Holding — Quarles, J.
- The U.S. District Court for the District of Maryland held that Kilberg did not violate the FDCPA and remanded the MCDCA claim to state court.
Rule
- A debt collector's request for attorney's fees included in court pleadings does not automatically violate the Fair Debt Collection Practices Act if the request is not directed to the debtor and does not constitute an abusive or deceptive practice.
Reasoning
- The U.S. District Court for the District of Maryland reasoned that Scanlan failed to establish a violation of the FDCPA because her claims did not constitute abusive or deceptive debt collection practices as defined by the statute.
- The court noted that the request for attorney's fees made by Kilberg was directed to the court and not to Scanlan, and therefore did not qualify as a violation of the FDCPA.
- The court also observed that while there was a division in court opinions regarding unauthorized requests for attorney's fees, the specific context of this case did not demonstrate the type of abusive behavior that the FDCPA aimed to prevent.
- Additionally, the court decided to remand the MCDCA claim because it involved state law issues better suited for resolution in state courts, particularly since the federal claims had been dismissed.
Deep Dive: How the Court Reached Its Decision
Court's Overview of the FDCPA
The U.S. District Court for the District of Maryland began by outlining the purpose of the Fair Debt Collection Practices Act (FDCPA), which was enacted to eliminate abusive and deceptive practices in debt collection. The court highlighted that the FDCPA prohibits false, deceptive, or misleading representations, including threats to take actions that cannot legally be taken. To establish a violation of the FDCPA, a plaintiff must demonstrate that they were the object of collection activity arising from consumer debt, that the defendant is considered a debt collector under the FDCPA, and that the defendant engaged in an act or omission prohibited by the statute. The court noted that neither party disputed whether Scanlan was subject to collection activity or whether Kilberg was a debt collector, which simplified the analysis of Scanlan's claims.
Analysis of Kilberg's Actions
The court examined Scanlan's allegations against Kilberg, specifically focusing on claims that he violated sections 1692e(5) and 1692f(1) of the FDCPA by requesting attorney's fees that were not authorized by the retainer agreement. The court noted that Kilberg's request for attorney's fees was made in the context of a lawsuit filed in state court, which raised the question of whether such a request constituted a direct communication to Scanlan or could be considered a threat. The court observed that there was a split among courts regarding whether an unauthorized request for attorney's fees in a court filing could violate the FDCPA, with some courts holding that such requests are not actionable because they are directed to the court, not the debtor. By considering the context of Kilberg's actions, the court found that the request for attorney's fees did not exhibit the abusive or deceptive practices that the FDCPA sought to prevent.
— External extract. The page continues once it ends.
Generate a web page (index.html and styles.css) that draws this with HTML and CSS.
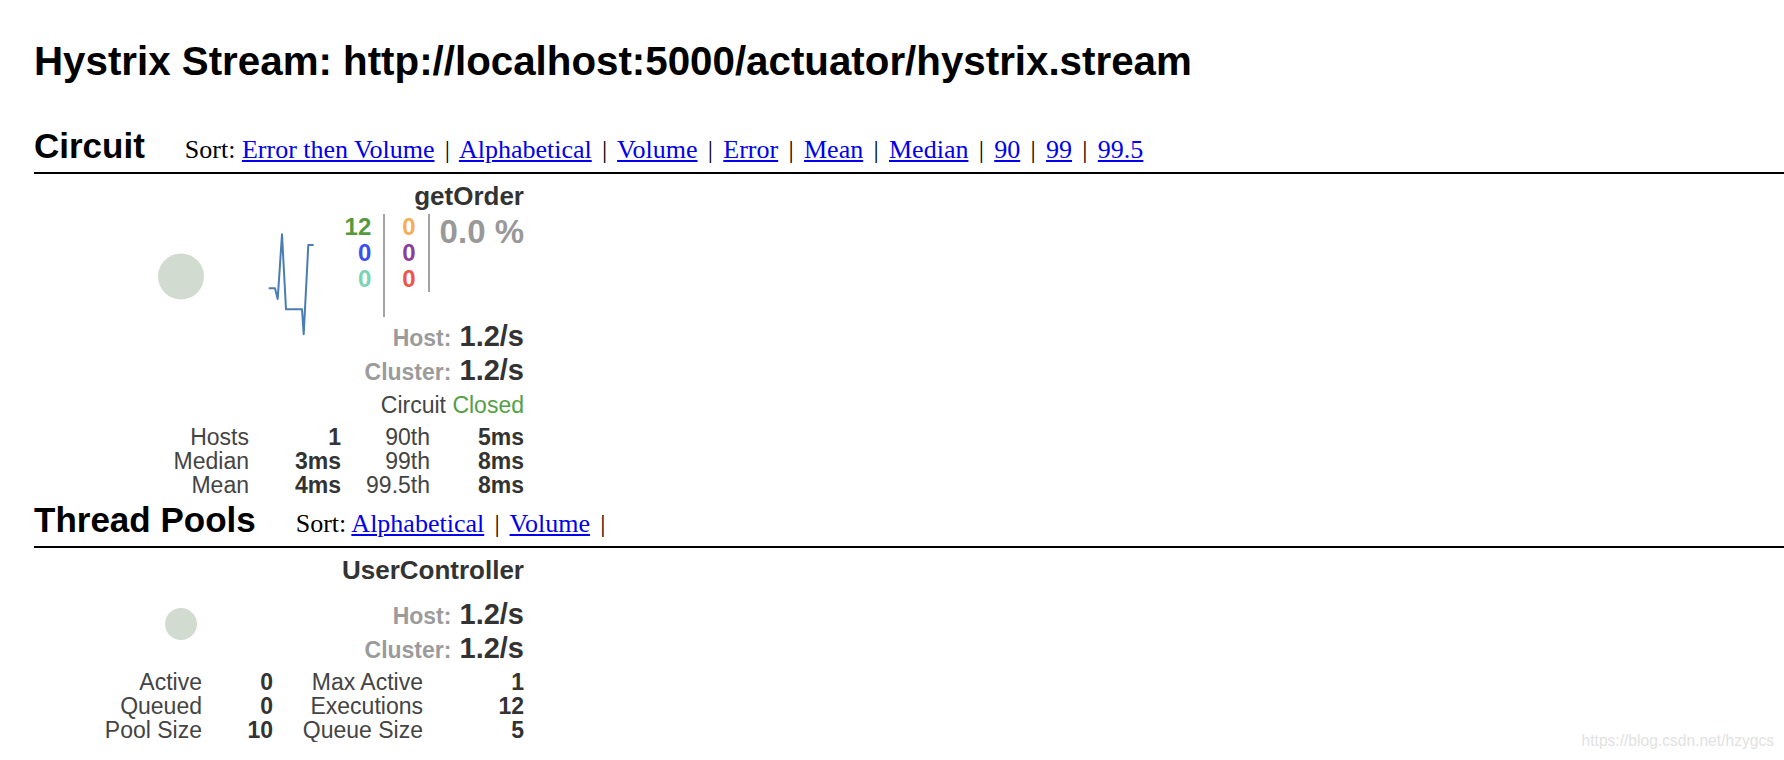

Court's Conclusion on FDCPA Claims
In its conclusion regarding the FDCPA claims, the court determined that Scanlan failed to establish a violation because Kilberg's conduct did not meet the criteria for abusive practices under the FDCPA. The court reasoned that the mere filing of a lawsuit and the inclusion of a request for attorney's fees, even if unauthorized, did not rise to the level of misconduct that Congress intended to address with the FDCPA. The court emphasized that Kilberg had ultimately waived the claim for attorney's fees before the FDCPA suit was filed, further mitigating any potential violation. Consequently, the court granted Kilberg's motion to dismiss the FDCPA claims, finding that the allegations did not support a plausible claim of misconduct.
Jurisdiction Over the MCDCA Claim
After dismissing the federal claims, the court addressed whether to retain jurisdiction over Scanlan's Maryland Consumer Debt Collection Act (MCDCA) claim. It noted that under 28 U.S.C. § 1367(c), a district court may decline to exercise supplemental jurisdiction over state law claims if all claims over which it had original jurisdiction were dismissed. The court emphasized that it had wide latitude in making this determination and recognized that the MCDCA involved issues of state law that were more appropriately suited for resolution by state courts. Given that the federal claims had been dismissed and considering the lack of diversity jurisdiction, the court opted to remand the MCDCA claim to the Circuit Court for Baltimore City.
Final Rulings
The U.S. District Court ultimately ruled in favor of Kilberg, granting his motion to dismiss the FDCPA claims while remanding the MCDCA claim back to state court. The court denied Kilberg's motion to strike Scanlan's surreply as moot due to the remand of the MCDCA claim. The decision reflected the court's analysis that Scanlan's allegations did not constitute actionable violations of the FDCPA and that state courts were better equipped to handle the remaining claims under Maryland law. The ruling underscored the importance of distinguishing between permissible legal actions taken by debt collectors and those that constitute violations of consumer protection laws.